Breach of Contract Claims
In addressing Dujardin's breach of contract claims, the court first looked at his claim regarding the failure to appoint him head of the Network Division. It noted that the integration clause in the merger agreement barred the introduction of evidence concerning the alleged promise to appoint him, as the agreement constituted the entire deal between the parties. However, the court found that Dujardin had sufficiently alleged the existence of a contract regarding the Earnout provisions, as he had provided enough detail about the agreement's terms. Ultimately, the court allowed Dujardin to pursue the breach of contract claim regarding the Earnout provisions while dismissing the claim related to his appointment due to the integration clause prohibiting extrinsic evidence.

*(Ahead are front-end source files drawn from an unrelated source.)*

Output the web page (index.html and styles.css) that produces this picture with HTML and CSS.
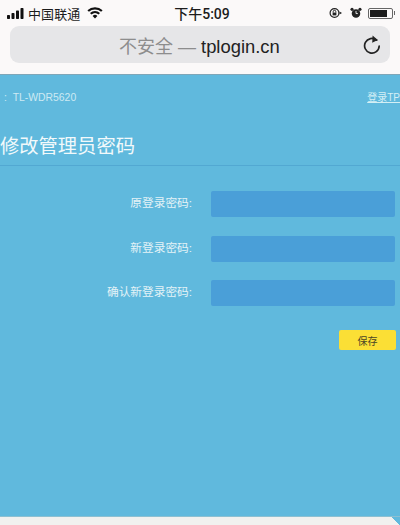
FILE: index.html
```html
<!DOCTYPE html>
<html lang="zh">
<head>
<meta charset="utf-8">
<title>tplogin.cn</title>
<link rel="stylesheet" href="styles.css">
</head>
<body>
<div class="phone">
  <header class="chrome">
    <div class="status">
      <div class="status-left">
        <svg class="signal" width="18" height="11" viewBox="0 0 18 11"><rect x="0" y="7" width="3" height="4" rx=".7"/><rect x="4.5" y="5" width="3" height="6" rx=".7"/><rect x="9" y="2.5" width="3" height="8.5" rx=".7"/><rect x="13.5" y="0" width="3" height="11" rx=".7"/></svg>
        <span class="carrier">中国联通</span>
        <svg class="wifi" width="16" height="12" viewBox="0 0 16 12"><path d="M8 11.6 5.6 8.9a3.5 3.5 0 0 1 4.8 0Z"/><path d="M4.4 7.6 3 6a7.4 7.4 0 0 1 10 0l-1.4 1.6a5.4 5.4 0 0 0-7.2 0Z"/><path d="M1.9 4.8.4 3.2a11.2 11.2 0 0 1 15.2 0l-1.5 1.6a9 9 0 0 0-12.2 0Z"/></svg>
      </div>
      <span class="time">下午5:09</span>
      <div class="status-right">
        <svg width="13" height="12" viewBox="0 0 13 12"><circle cx="5.5" cy="6" r="4.4" fill="none" stroke="#222" stroke-width="1.2"/><rect x="3.6" y="5.6" width="3.8" height="2.8" fill="#222"/><path d="M4.2 5.6V4.6a1.3 1.3 0 0 1 2.6 0v1" fill="none" stroke="#222"/><path d="M10.5 4.5 13 6l-2.5 1.5Z" fill="#222"/></svg>
        <svg width="12" height="12" viewBox="0 0 13 12"><circle cx="6.5" cy="6.5" r="4.6" fill="#222"/><circle cx="2.2" cy="2" r="1.7" fill="#222"/><circle cx="10.8" cy="2" r="1.7" fill="#222"/><path d="M6.5 3.8v2.8h2" fill="none" stroke="#fff" stroke-width=".9"/></svg>
        <div class="battery"><div class="battery-fill"></div></div>
        <div class="battery-cap"></div>
      </div>
    </div>
    <div class="address">
      <div class="url"><span class="insecure">不安全 — </span><span class="domain">tplogin.cn</span></div>
      <svg class="reload" width="18" height="20" viewBox="0 0 18 20"><path d="M13.6 5.2A7.3 7.3 0 1 0 16.2 11" fill="none" stroke="#222" stroke-width="1.7" stroke-linecap="round"/><path d="M9.6 0.6 14.8 4.9 9.2 7.8Z" fill="#222"/></svg>
    </div>
  </header>
  <main class="page">
    <div class="topline">
      <span class="model">:&nbsp;&nbsp;TL-WDR5620</span>
      <a class="login-link">登录TP</a>
    </div>
    <h1 class="title">修改管理员密码</h1>
    <form class="form">
      <div class="row"><label class="label">原登录密码:</label><div class="input"></div></div>
      <div class="row"><label class="label">新登录密码:</label><div class="input"></div></div>
      <div class="row"><label class="label">确认新登录密码:</label><div class="input"></div></div>
      <div class="actions"><button type="button" class="save">保存</button></div>
    </form>
  </main>
  <div class="bottom"><div class="corner"></div></div>
</div>
</body>
</html>
```
FILE: styles.css
```css
* { box-sizing: border-box; }
html, body { margin: 0; padding: 0; }
body {
  width: 400px;
  height: 525px;
  overflow: hidden;
  font-family: "Liberation Sans", "Noto Sans CJK SC", sans-serif;
  background: #f1f1ef;
}
.phone { display: flex; flex-direction: column; width: 400px; height: 525px; overflow: hidden; }

.chrome { height: 75px; flex: none; background: #fbf9f9; border-bottom: 1px solid #7fa6b8; }
.status {
  height: 25px;
  padding: 1px 5px 0 7px;
  display: grid;
  grid-template-columns: 1fr auto 1fr;
  align-items: center;
  color: #1c1c1c;
}
.status-left { display: flex; align-items: center; }
.signal { fill: #111; margin-right: 3px; }
.carrier { font-size: 13px; letter-spacing: .1px; }
.wifi { fill: #111; margin-left: 7px; }
.time { font-family: Roboto, "Noto Sans CJK SC", sans-serif; font-size: 14px; font-weight: 500; margin-left: 2px; }
.status-right { display: flex; align-items: center; justify-content: flex-end; }
.status-right svg { margin-right: 7px; }
.status-right svg:first-child { margin-right: 8px; }
.battery {
  width: 25px;
  height: 11px;
  border: 1px solid #666;
  border-radius: 2px;
  padding: 1px;
  margin-left: -1px;
}
.battery-fill { width: 17px; height: 100%; background: #1c1c1c; }
.battery-cap { width: 1px; height: 4px; margin-left: 1px; background: #666; }

.address {
  height: 37px;
  margin: 1px 10px 0;
  padding: 0 9px 0 0;
  background: #e6e6e8;
  border-radius: 9px;
  display: flex;
  align-items: center;
}
.url { flex: 1; padding-left: 109px; font-size: 18.4px; white-space: nowrap; }
.insecure { color: #8d8d8d; font-size: 18px; }
.domain { color: #222; }
.reload { flex: none; margin-top: 1px; }

.page {
  flex: 1;
  background: #60b9dd;
  color: #eef8fb;
  min-height: 0;
}
.topline {
  height: 45px;
  padding: 17px 0 0 4px;
  display: flex;
  justify-content: space-between;
  font-size: 10.4px;
  line-height: 12px;
  white-space: nowrap;
}
.model { color: #cdeaf3; }
.login-link { color: #d4eff5; text-decoration: underline; font-size: 10px; }
.title {
  margin: 0;
  height: 46px;
  padding-top: 14px;
  font-size: 19.3px;
  line-height: 26px;
  font-weight: 400;
  border-bottom: 1px solid #52a8d2;
  color: #f2f9fb;
}
.form { padding: 25px 5px 0 0; }
.row { display: flex; align-items: flex-start; height: 26px; margin-bottom: 18.5px; line-height: 24px; }
.label { width: 192px; flex: none; text-align: right; font-size: 11.7px; color: #e4f3f7; }
.input { margin-left: 19px; flex: 1; height: 26px; border-radius: 2px; background: #4a9fd8; }
.actions { display: flex; justify-content: flex-end; margin: 24px -1px 0 0; }
.save {
  width: 57px;
  height: 20px;
  padding: 0;
  border: 0;
  border-radius: 2px;
  background: #fbdf35;
  color: #4a4526;
  font: 10px "Liberation Sans", "Noto Sans CJK SC", sans-serif;
}
.bottom {
  height: 9px;
  flex: none;
  display: flex;
  justify-content: flex-end;
  background: #f1f1ef;
  border-top: 1px solid #8cc0d2;
}
.corner { width: 8px; height: 100%; background: linear-gradient(to top right, transparent 50%, #60b9dd 50%); }
```
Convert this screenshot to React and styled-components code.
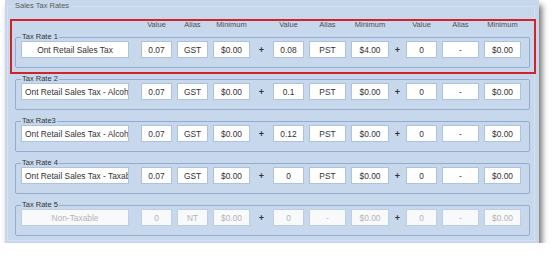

Summary Judgment on Earnout Shares
Regarding Dujardin's motion for summary judgment on his breach of contract claim related to the Earnout shares, the court acknowledged that Livewire conceded liability for improperly withholding these shares once it was determined that Dujardin had not been terminated for cause. However, the court declined to grant summary judgment regarding the amount of damages based on the arbitrator's valuation of pledged shares, stating that the issues were not identical. The court found that the specifics of the share amounts and the valuation methods could differ significantly, thus ruling that Dujardin could not rely on collateral estoppel to determine damages for the Earnout shares. As a result, the court granted Dujardin’s motion for summary judgment only to the extent that it found Livewire liable for breach of contract concerning the Earnout shares while leaving the determination of damages open for further proceedings.